When, earlier this year, there were moves to introduce stricter control over prostitution, a northern Thailand MP, Chaweng Wongyai, said legislation would not stop corrupt police from extortion and that his constituents would suffer because girls from the north send home more than $2 million a year from their earnings as prostitutes.
There are thought to be in excess of a half million prostitutes in Thailand - about one percent of the population. Although some of the tribal girls return to their villages, many of them do not. They are worn out at 16 or so and are forced to offer their bodies for a few pennies. Many of Thailand's child workers end up in Bangkok's notorious slums built on and around gigantic rubbish heaps. Some - like the prostitutes who posthumously made the headlines because they died, chained to their beds, after their brothel caught fire in the small resort town of Phuket - don't even get that far.
It is Thai nationals, women as well as men, who maltreat their child workers. It is Thai middlemen who procure children for prostitution. Thai men, particularly in the provinces, are among the clients. But it cannot be ignored that the flesh trade became an industry during the Vietnam War, when 60,000 or so members of the US armed forces were stationed in the country. Thailand is still a center for "rest and recreation" for American military personnel in the region. Recently, European and Japanese organized "sex tours" reinforce this exploitation.
India
The ethnic factor also plays its part in India. The Harijans, Mahatma Gandhi's Children of God or, as the bureaucrats call them, the scheduled castes, are at the bottom of the socio-economic pile. It could be argued that the adivasis the 60 million or so indigenous peoples of India, are even more exploited. These people are outside the illegal but de facto caste system and, in practical terms, have no rights at all. They are as poor as the Harijans but do not enjoy even the glimmerings of a protection that the Harijan community is occasionally afforded. Their ethnicity is an extra burden.
The official figure for Delhi's beggars is 10,000; the unofficial is at least 50,000. What is not at issue is that approximately 30 percent are minors. Many of them have been kidnapped or bought from starving, parents for as little as US $5. As in Thailand, cruelty is commonplace.

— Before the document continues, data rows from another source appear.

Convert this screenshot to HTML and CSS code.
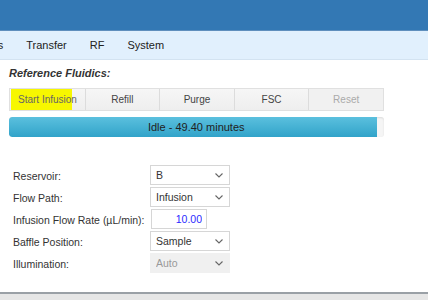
FILE: index.html
```html
<!DOCTYPE html>
<html lang="en">
<head>
    <meta charset="UTF-8">
    <meta name="viewport" content="width=device-width, initial-scale=1.0">
    <title>Reference Fluidics</title>
    <link rel="stylesheet" href="styles.css">
</head>
<body>
    <header class="topbar"></header>

    <nav class="menubar">
        <ul>
            <li><a href="#">Status</a></li>
            <li><a href="#">Transfer</a></li>
            <li><a href="#">RF</a></li>
            <li><a href="#">System</a></li>
        </ul>
    </nav>

    <div class="content">
        <h2 class="section-title">Reference Fluidics:</h2>

        <div class="btn-group">
            <button class="btn"><span class="marker">Start Infusion</span></button>
            <button class="btn">Refill</button>
            <button class="btn">Purge</button>
            <button class="btn">FSC</button>
            <button class="btn" disabled>Reset</button>
        </div>

        <div class="progress">
            <div class="progress-bar" style="width: 98%;">Idle - 49.40 minutes</div>
        </div>

        <div class="form-grid">
            <label>Reservoir:</label>
            <select class="field">
                <option>B</option>
            </select>

            <label>Flow Path:</label>
            <select class="field">
                <option>Infusion</option>
            </select>

            <label>Infusion Flow Rate (&micro;L/min):</label>
            <input class="field rate" type="text" value="10.00">

            <label>Baffle Position:</label>
            <select class="field">
                <option>Sample</option>
            </select>

            <label>Illumination:</label>
            <select class="field" disabled>
                <option>Auto</option>
            </select>
        </div>
    </div>

    <footer class="bottombar"></footer>
</body>
</html>
```

FILE: styles.css
```css
body {
    margin: 0;
    font-family: "Liberation Sans", Arial, sans-serif;
    font-size: 10.5px;
    color: #333;
    background-color: #fff;
    height: 300px;
    overflow: hidden;
    display: flex;
    flex-direction: column;
}

.topbar {
    height: 30px;
    flex-shrink: 0;
    background-color: #3378b4;
    border-bottom: 1px solid #5f8fbd;
}

.menubar {
    height: 28px;
    flex-shrink: 0;
    background-color: #e1f0fd;
    border-bottom: 1px solid #d3e3f1;
}

.menubar ul {
    list-style: none;
    margin: 0 0 0 -28px;
    padding: 0;
    display: flex;
    align-items: center;
    height: 100%;
}

.menubar li {
    margin-right: 23px;
}

.menubar a {
    text-decoration: none;
    color: #222;
    font-size: 11px;
}

.content {
    padding: 0 0 0 9px;
    flex: 1;
}

.section-title {
    margin: 7px 0 9px;
    font-size: 11px;
    font-weight: bold;
    font-style: italic;
    color: #333;
}

.btn-group {
    display: flex;
    width: 375px;
    height: 23px;
    border: 1px solid #e0e0e0;
    box-sizing: border-box;
    background-color: #f2f2f2;
}

.btn {
    flex: 1;
    border: none;
    border-left: 1px solid #dcdcdc;
    background: linear-gradient(#f6f6f6, #eeeeee);
    font-family: inherit;
    font-size: 10px;
    color: #444;
    padding: 0;
}

.btn:first-child {
    border-left: none;
    text-align: left;
    padding-left: 1px;
}

.btn:disabled {
    color: #aaa;
    background: #f1f1f1;
}

.marker {
    display: block;
    width: 54px;
    height: 21px;
    line-height: 21px;
    background-color: #f7f700;
    padding-left: 7px;
    white-space: nowrap;
    color: #666;
}

.progress {
    width: 375px;
    height: 20px;
    margin-top: 6px;
    border-radius: 3px;
    background-color: #f5f5f5;
    box-shadow: inset 0 1px 2px rgba(0, 0, 0, 0.1);
    overflow: hidden;
}

.progress-bar {
    height: 100%;
    box-sizing: border-box;
    padding-left: 7px;
    background: linear-gradient(#5bc0de, #31a3c9);
    color: #222;
    font-size: 11px;
    line-height: 20px;
    text-align: center;
    border-radius: 3px 0 0 3px;
}

.form-grid {
    display: grid;
    grid-template-columns: 137px auto;
    align-items: center;
    row-gap: 2px;
    margin-top: 28px;
    padding-left: 4px;
    justify-items: start;
}

.form-grid label {
    font-size: 10.5px;
    color: #333;
    padding-top: 2px;
    white-space: nowrap;
}

.field {
    width: 80px;
    height: 20px;
    box-sizing: border-box;
    border: 1px solid #d6d6d6;
    background-color: #fff;
    font-family: inherit;
    font-size: 10.5px;
    color: #333;
    padding: 0 5px;
    margin: 0;
    appearance: none;
    -webkit-appearance: none;
    border-radius: 0;
    background-image: url("data:image/svg+xml,%3Csvg xmlns='http://www.w3.org/2000/svg' width='8' height='5' viewBox='0 0 8 5'%3E%3Cpath d='M0.5 0.5 L4 4 L7.5 0.5' fill='none' stroke='%23666' stroke-width='1.1'/%3E%3C/svg%3E");
    background-repeat: no-repeat;
    background-position: right 6px center;
}

.field:disabled {
    background-color: #f0f0f0;
    border-color: #f0f0f0;
    color: #999;
    opacity: 1;
}

.rate {
    width: 56px;
    margin-left: 1px;
    text-align: right;
    color: #2a2aff;
    background-image: none;
    padding: 0 4px;
}

.bottombar {
    height: 6px;
    flex-shrink: 0;
    border-top: 2px solid #9aa0a6;
    background-color: #e6e6e6;
}
```
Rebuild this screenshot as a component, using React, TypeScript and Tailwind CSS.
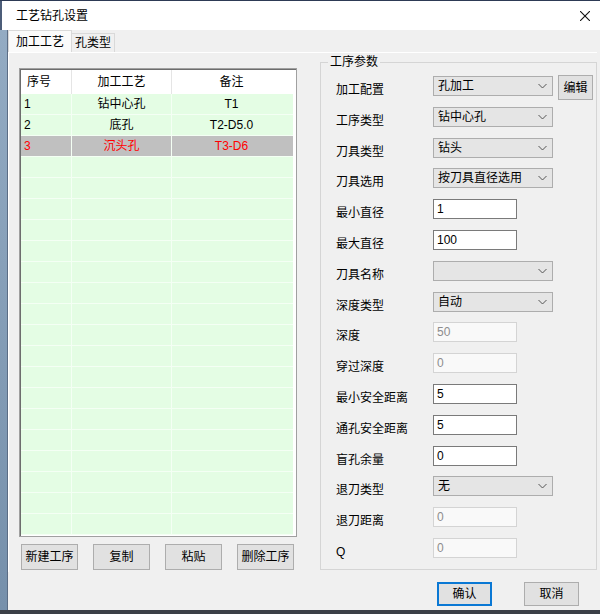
import React from 'react';

type Param = {
  label: string;
  kind: 'combo' | 'field';
  value: string;
  disabled?: boolean;
  edit?: boolean;
};

const params: Param[] = [
  { label: '加工配置', kind: 'combo', value: '孔加工', edit: true },
  { label: '工序类型', kind: 'combo', value: '钻中心孔' },
  { label: '刀具类型', kind: 'combo', value: '钻头' },
  { label: '刀具选用', kind: 'combo', value: '按刀具直径选用' },
  { label: '最小直径', kind: 'field', value: '1' },
  { label: '最大直径', kind: 'field', value: '100' },
  { label: '刀具名称', kind: 'combo', value: '' },
  { label: '深度类型', kind: 'combo', value: '自动' },
  { label: '深度', kind: 'field', value: '50', disabled: true },
  { label: '穿过深度', kind: 'field', value: '0', disabled: true },
  { label: '最小安全距离', kind: 'field', value: '5' },
  { label: '通孔安全距离', kind: 'field', value: '5' },
  { label: '盲孔余量', kind: 'field', value: '0' },
  { label: '退刀类型', kind: 'combo', value: '无' },
  { label: '退刀距离', kind: 'field', value: '0', disabled: true },
  { label: 'Q', kind: 'field', value: '0', disabled: true },
];

const rows = [
  { no: '1', step: '钻中心孔', note: 'T1', selected: false },
  { no: '2', step: '底孔', note: 'T2-D5.0', selected: false },
  { no: '3', step: '沉头孔', note: 'T3-D6', selected: true },
];

const Chevron = () => (
  <svg width="9" height="6" viewBox="0 0 9 6" fill="none">
    <path d="M0.5 1 L4.5 5 L8.5 1" stroke="#555" strokeWidth="1" />
  </svg>
);

const Combo = ({ value }: { value: string }) => (
  <div className="flex h-[20px] w-[120px] items-center justify-between border border-[#adadad] bg-[#e5e5e5] pl-[4px] pr-[5px] leading-[16px]">
    <span>{value}</span>
    <Chevron />
  </div>
);

const Field = ({ value, disabled }: { value: string; disabled?: boolean }) => (
  <div
    className={`flex h-[20px] w-[84px] items-center pl-[3px] leading-[16px] ${
      disabled ? 'border border-[#d4d4d4] bg-[#f9f9f9] text-[#8d8d8d]' : 'border border-[#7a7a7a] bg-white text-black'
    }`}
  >
    {value}
  </div>
);

const Button = ({ children, className = '' }: { children: React.ReactNode; className?: string }) => (
  <div className={`flex items-center justify-center bg-[#e1e1e1] leading-[16px] ${className}`}>{children}</div>
);

export default function App() {
  const emptyRows = Array.from({ length: 18 });

  return (
    <div className="flex h-[614px] w-[600px] flex-col overflow-hidden bg-[#3b3f47] font-['Liberation_Sans','Noto_Sans_CJK_SC',sans-serif] text-[12px] text-black">
      <div className="h-px bg-[#2d3a55]" />
      {/* title bar */}
      <div className="flex h-[29px] items-center justify-between border-l-2 border-[#4c5d79] bg-white pl-[14px] pr-[10px]">
        <span className="leading-[16px]">工艺钻孔设置</span>
        <svg width="10" height="10" viewBox="0 0 10 10">
          <path d="M0 0 L10 10 M10 0 L0 10" stroke="#111" strokeWidth="1.1" />
        </svg>
      </div>

      <div className="flex h-[580px]">
        <div className="w-[8px] border-r border-[#5b6d85] bg-gradient-to-b from-[#93abc3] to-[#7690ab]" />
        <div className="flex w-[592px] flex-col bg-[#f0f0f0]">
          {/* tabs */}
          <div className="flex h-[22px] items-end">
            <div className="flex h-[22px] w-[64px] items-center justify-center border border-b-0 border-[#d9d9d9] bg-[#fafafa] leading-[16px]">
              加工工艺
            </div>
            <div className="flex h-[19px] w-[43px] items-center justify-center border border-b-0 border-l-0 border-[#d9d9d9] bg-[#f0f0f0] leading-[16px]">
              孔类型
            </div>
          </div>

          {/* tab panel */}
          <div className="flex h-[520px] w-[589px] border-l border-t border-white">
            <div className="flex flex-col pl-[10px] pt-[15px]">
              <div className="flex h-[469px] w-[278px] flex-col border border-[#a0a0a0]">
                <div className="flex h-full flex-col border-l border-t border-[#6d6d6d] bg-white pr-[3px]">
                  <div className="flex h-[24px] bg-white">
                    <div className="flex w-[51px] items-center border-r border-[#e5e5e5] pl-[6px]">序号</div>
                    <div className="flex w-[100px] items-center justify-center border-r border-[#e5e5e5]">加工工艺</div>
                    <div className="flex w-[119px] items-center justify-center">备注</div>
                  </div>
                  {rows.map(r => (
                    <div
                      key={r.no}
                      className={`flex h-[21px] border-b border-[#f4fff4] ${
                        r.selected ? 'bg-[#c0c0c0] text-[#ff0000]' : 'bg-[#e4fde4] text-black'
                      }`}
                    >
                      <div className="flex w-[51px] items-center border-r border-[#f4fff4] pl-[3px]">{r.no}</div>
                      <div className="flex w-[100px] items-center justify-center border-r border-[#f4fff4]">{r.step}</div>
                      <div className="flex w-[119px] items-center justify-center">{r.note}</div>
                    </div>
                  ))}
                  {emptyRows.map((_, i) => (
                    <div key={i} className="flex h-[21px] border-b border-[#f4fff4] bg-[#e4fde4]">
                      <div className="w-[51px] border-r border-[#f4fff4]" />
                      <div className="w-[100px] border-r border-[#f4fff4]" />
                      <div className="w-[119px]" />
                    </div>
                  ))}
                </div>
              </div>
              <div className="mt-[7px] flex gap-[15px] pl-[2px]">
                <Button className="h-[26px] w-[57px] border border-[#adadad]">新建工序</Button>
                <Button className="h-[26px] w-[57px] border border-[#adadad]">复制</Button>
                <Button className="h-[26px] w-[57px] border border-[#adadad]">粘贴</Button>
                <Button className="h-[26px] w-[57px] border border-[#adadad]">删除工序</Button>
              </div>
            </div>

            {/* parameter group */}
            <div className="relative ml-[23px] mt-[9px] h-[508px] w-[277px] border border-[#d5d5d5] pl-[15px] pt-[13px]">
              <span className="absolute -top-[9px] left-[7px] bg-[#f0f0f0] px-[2px] leading-[16px]">工序参数</span>
              {params.map(p => (
                <div key={p.label} className="flex h-[30.8px] items-start">
                  <div className="w-[97px] pt-[6px] leading-[16px]">{p.label}</div>
                  {p.kind === 'combo' ? <Combo value={p.value} /> : <Field value={p.value} disabled={p.disabled} />}
                  {p.edit && (
                    <Button className="-mt-[1px] ml-[5px] h-[25px] w-[35px] border border-[#adadad]">编辑</Button>
                  )}
                </div>
              ))}
            </div>
          </div>

          {/* footer */}
          <div className="flex gap-[32px] pl-[429px] pt-[10px]">
            <Button className="h-[24px] w-[55px] border-2 border-[#0a78d4]">确认</Button>
            <Button className="h-[24px] w-[55px] border border-[#adadad]">取消</Button>
          </div>
        </div>
      </div>
      <div className="h-[4px] bg-[#3b3f47]" />
    </div>
  );
}
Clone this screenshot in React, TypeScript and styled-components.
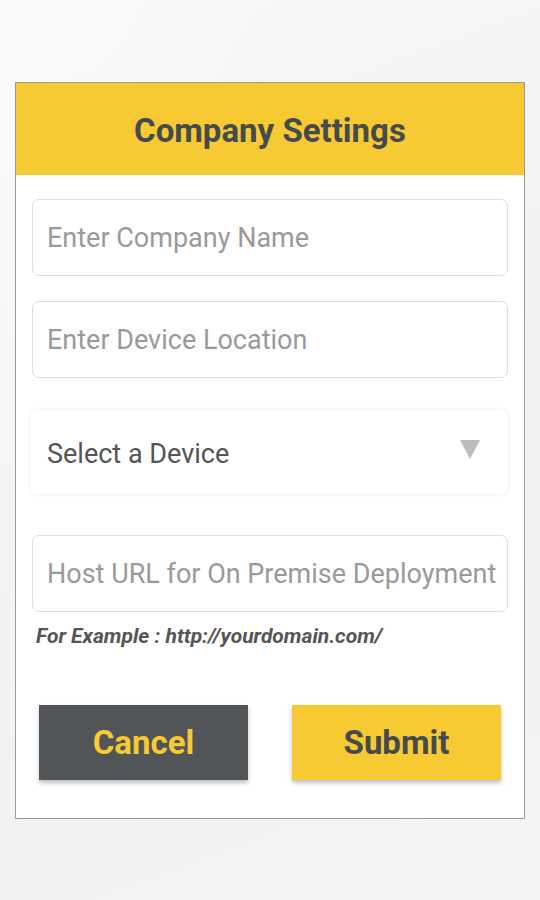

India's millions of malnourished and poverty-wracked children are found working all over the sub-continent, but those doubly exploited, the poorest of the poor, belong to either the scheduled castes or the scheduled tribes. They suffer because of poverty and because of their group status.
Swami Agnivesh, founder of the Delhi-based Bonded Liberation Front and a member of the Anti-Slavery Society's general committee, estimates that "75,000 children are languishing under the most inhuman forms of exploitation in the carpet-making region of the state of Uttar Pradesh. As many as 10,000 of these juvenile bonded laborers are from Bihar, and almost all of them, according to the Swami, "belong to the most vulnerable communities of Harijans and adivasis." Some of these children are only seven years old.